Q: Pension funds are generally not known for their large risk tolerance, which implies that NAVIX will have to operate with a client base that matches the desired risk profile. To what extent has Pemex’s relatively stable credit rating, and its position as the primary client for most companies in the Mexican oil and gas industry, influenced the focus of NAVIX on the oil and gas industry?

A: The credit rating of Pemex is very important. Most people who understand Mexico feel very comfortable with Pemex’s credit risk: it is a sovereign credit risk that is fully backed by the Mexican government. From an obligor perspective, Pemex is a great risk. You do have to understand that we are not financing Pemex directly; we are financing companies that provide services to Pemex, so there is an element of performance risk involved in all of our transactions. That is the reason why there is a spread differential between the rates that we charge companies operating in the energy space and the yield that a Pemex note would generate over the same period of time. If you can structure a transaction in a way that mitigates or eliminates most risks typically associated with a credit transaction, you effectively isolate that performance risk. We have specialized in evaluating performance risk, and by developing a unique capacity to measure and control this risk we are able to create a very secure product. We enable the company that we are financing to focus on what they are very good at doing from a technical and operational point of view, and that translates into preserving our source of payment, which are the cash flows associated with the Pemex contract. This is something that the pension funds perceived and appreciated when we did our road show for the issuance of the CKDs. The risk-return profile for this product is very attractive because it generates a very good yield with limited risk.

Q: The introduction of incentive-based integrated E&P contracts must present an opportunity for NAVIX, but also a headache because it becomes more difficult to assess the risk of a project since it is not just about money anymore...
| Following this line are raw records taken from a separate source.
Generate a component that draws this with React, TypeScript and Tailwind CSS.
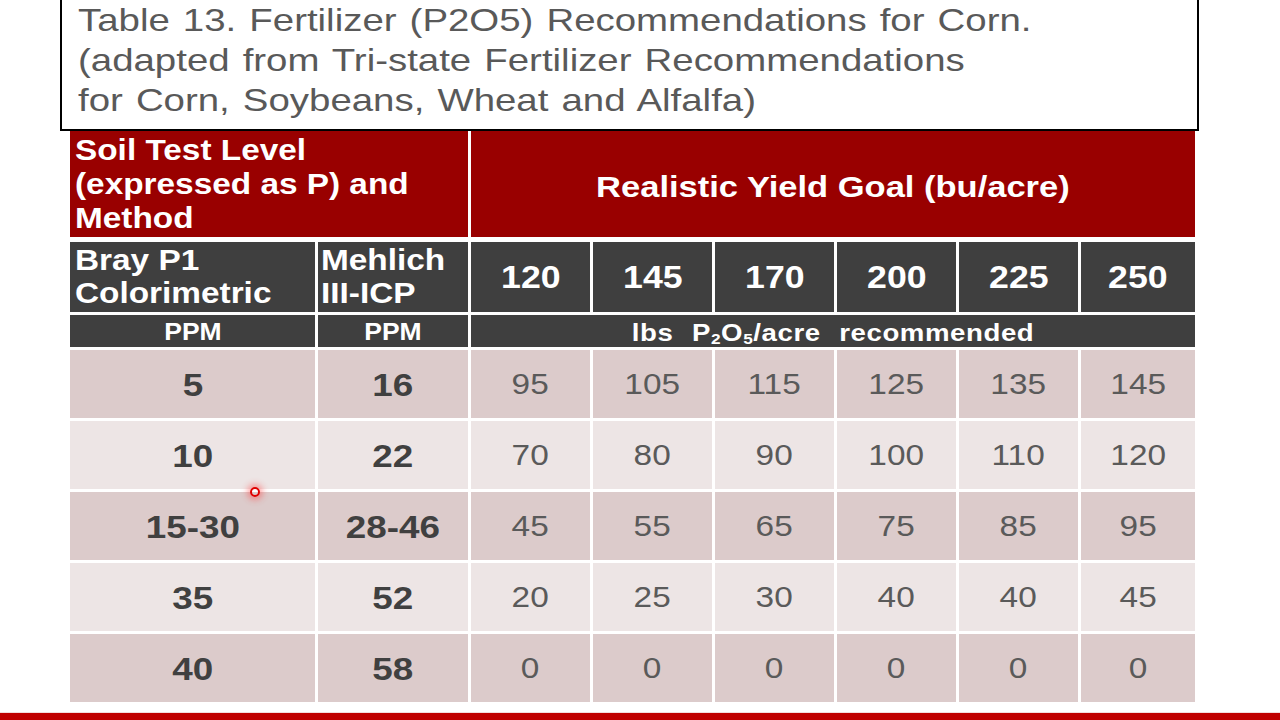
const yields = ["120", "145", "170", "200", "225", "250"];

const rows = [
  { bray: "5", mehlich: "16", values: ["95", "105", "115", "125", "135", "145"] },
  { bray: "10", mehlich: "22", values: ["70", "80", "90", "100", "110", "120"] },
  { bray: "15-30", mehlich: "28-46", values: ["45", "55", "65", "75", "85", "95"] },
  { bray: "35", mehlich: "52", values: ["20", "25", "30", "40", "40", "45"] },
  { bray: "40", mehlich: "58", values: ["0", "0", "0", "0", "0", "0"] },
];

// the slide is stretched sideways in the recording, so text is widened to match
function Wide({ children, left = false }: { children: React.ReactNode; left?: boolean }) {
  return (
    <span
      className={`inline-block scale-x-[1.15] whitespace-nowrap ${left ? "origin-left" : "origin-center"}`}
    >
      {children}
    </span>
  );
}

export default function App() {
  return (
    <div className="relative flex h-[720px] w-[1280px] flex-col overflow-hidden bg-white font-['Liberation_Sans',Arial,sans-serif]">
      <div className="ml-[60px] h-[131px] w-[1139px] shrink-0 border-x-2 border-b-2 border-black pl-4 text-[32px] leading-[40px] text-[#595959] [word-spacing:2px]">
        <span className="inline-block origin-left scale-x-[1.2] whitespace-nowrap">
          Table 13. Fertilizer (P2O5) Recommendations for Corn.
          <br />
          (adapted from Tri-state Fertilizer Recommendations
          <br />
          for Corn, Soybeans, Wheat and Alfalfa)
        </span>
      </div>

      <div className="ml-[70px] grid w-[1125px] grid-cols-[245px_150px_119px_119px_119px_119px_119px_1fr] grid-rows-[106px_72px_32px_repeat(5,68px)] gap-x-[3px] gap-y-[3px] bg-white font-bold">
        <div className="col-span-2 flex items-center bg-[#990000] pl-[5px] text-[29px] leading-[34px] text-white">
          <Wide left>
            Soil Test Level
            <br />
            (expressed as P) and
            <br />
            Method
          </Wide>
        </div>
        <div className="col-span-6 flex items-center justify-center bg-[#990000] pt-1 text-[30px] text-white">
          <Wide>Realistic Yield Goal (bu/acre)</Wide>
        </div>

        <div className="mt-[2px] flex items-center bg-[#3f3f3f] pl-[5px] text-[29px] leading-[33px] text-white">
          <Wide left>
            Bray P1
            <br />
            Colorimetric
          </Wide>
        </div>
        <div className="mt-[2px] flex items-center bg-[#3f3f3f] pl-[3px] text-[29px] leading-[33px] text-white">
          <Wide left>
            Mehlich
            <br />
            III-ICP
          </Wide>
        </div>
        {yields.map((y) => (
          <div
            key={y}
            className="mt-[2px] flex items-center justify-center bg-[#3f3f3f] pt-[2px] text-[31px] text-white"
          >
            <Wide>{y}</Wide>
          </div>
        ))}

        <div className="flex items-center justify-center bg-[#3f3f3f] pt-[3px] text-[23px] text-white">
          <Wide>PPM</Wide>
        </div>
        <div className="flex items-center justify-center bg-[#3f3f3f] pt-[3px] text-[23px] text-white">
          <Wide>PPM</Wide>
        </div>
        <div className="col-span-6 flex items-center justify-center bg-[#3f3f3f] pt-[3px] text-[24px] tracking-[0.5px] text-white [word-spacing:9px]">
          <Wide>
            lbs P<sub className="text-[15px]">2</sub>O<sub className="text-[15px]">5</sub>/acre recommended
          </Wide>
        </div>

        {rows.map((row, i) => {
          const bg = i % 2 === 0 ? "bg-[#dccbcb]" : "bg-[#ede5e5]";
          return [
            <div
              key={`b${i}`}
              className={`flex items-center justify-center ${bg} pt-[2px] text-[32px] text-[#404040]`}
            >
              <Wide>{row.bray}</Wide>
            </div>,
            <div
              key={`m${i}`}
              className={`flex items-center justify-center ${bg} pt-[2px] text-[32px] text-[#404040]`}
            >
              <Wide>{row.mehlich}</Wide>
            </div>,
            ...row.values.map((v, j) => (
              <div
                key={`v${i}-${j}`}
                className={`flex items-center justify-center ${bg} pt-[2px] text-[29px] font-normal text-[#5a5a5a]`}
              >
                <Wide>{v}</Wide>
              </div>
            )),
          ];
        })}
      </div>

      <div className="mt-auto h-px bg-[#f3dede]" />
      <div className="h-[7px] bg-[#c00000]" />

      <div className="absolute left-[250px] top-[487px] h-[10px] w-[10px] rounded-full border-2 border-[#e00000] shadow-[0_0_6px_3px_rgba(255,60,60,0.45)]" />
    </div>
  );
}
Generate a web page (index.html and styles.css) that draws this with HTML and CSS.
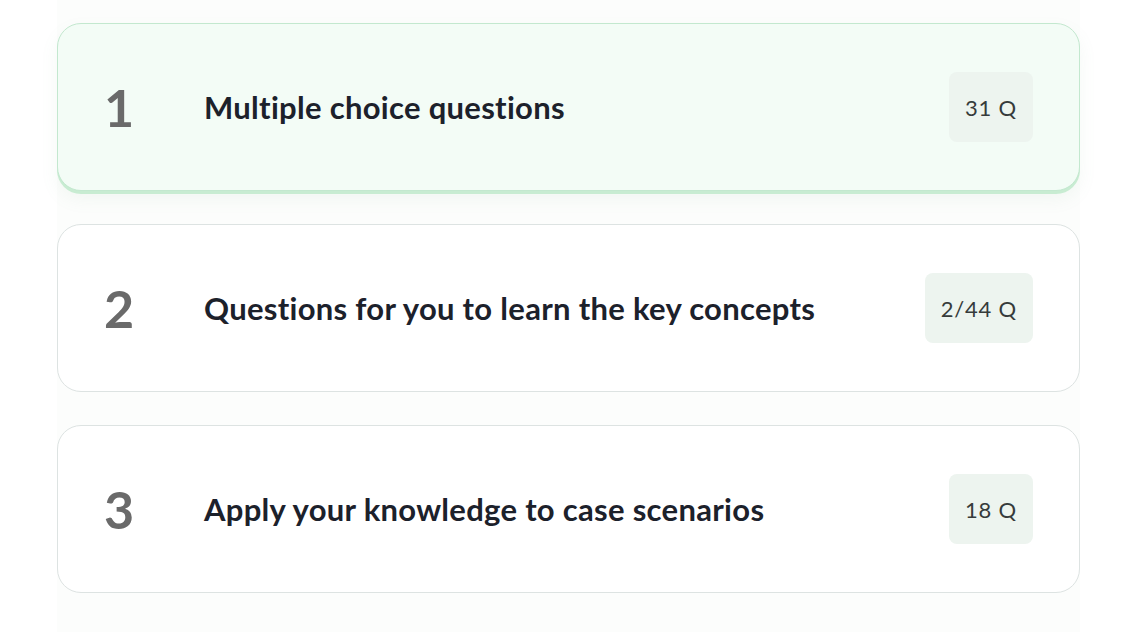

A: That is true. Under the old contracting regime the only real criteria for contract assignment was lowest unit cost offered. The qualifications to participate in a tender were fairly basic and simple, and Pemex did not really have the ability to discriminate based on more qualitative issues such as reliability, transfer of technology or other variables that in a different context would be defining issues in awarding a contract. Pemex successfully transmitted the implications of these limitations to the legislators and has now been empowered to assign contracts on a value-driven basis rather than a cost-driven basis. The incentive- based contracts will certainly make the analysis of the underwriting of a project more challenging, because there is more uncertainty in the cash flows that are a function of production. For example, when a company is assuming the operation of a field that already has some amount of production, revenue is a function of increases to the base line production assumed in the contract. Conversely, when a field has no initial production, the impact of this particular variable in the calculation of the revenue and profit is non-existent. It is certainly more challenging and will force us to keep up with a dynamic environment as regulations and contracts are fine-tuned.

Q: The concept of providing capital together with financial advice and a certain degree of partnership has been very successful with Mexican companies. Are international companies not really in the market for the kind of product that you offer?

A: Some of the international companies that participate in the oilfield services space in Mexico typically have cheaper sources of capital. This is not a norm, but it is usually the case. We do have some international clients and have been working with clients that see a benefit in isolating their Mexican operation from the rest of their domestic or international operations. If we feel comfortable that they have the required expertise, then we will do transactions that are limited in recourse to their Mexican operation, which enables them to tie their financing to the local operation.

We do work mostly with Mexican companies. Not necessarily by design, but it is a reality that many medium- sized Mexican companies oftentimes have the operational and technical capabilities to perform a contract, but their balance sheets are very weak.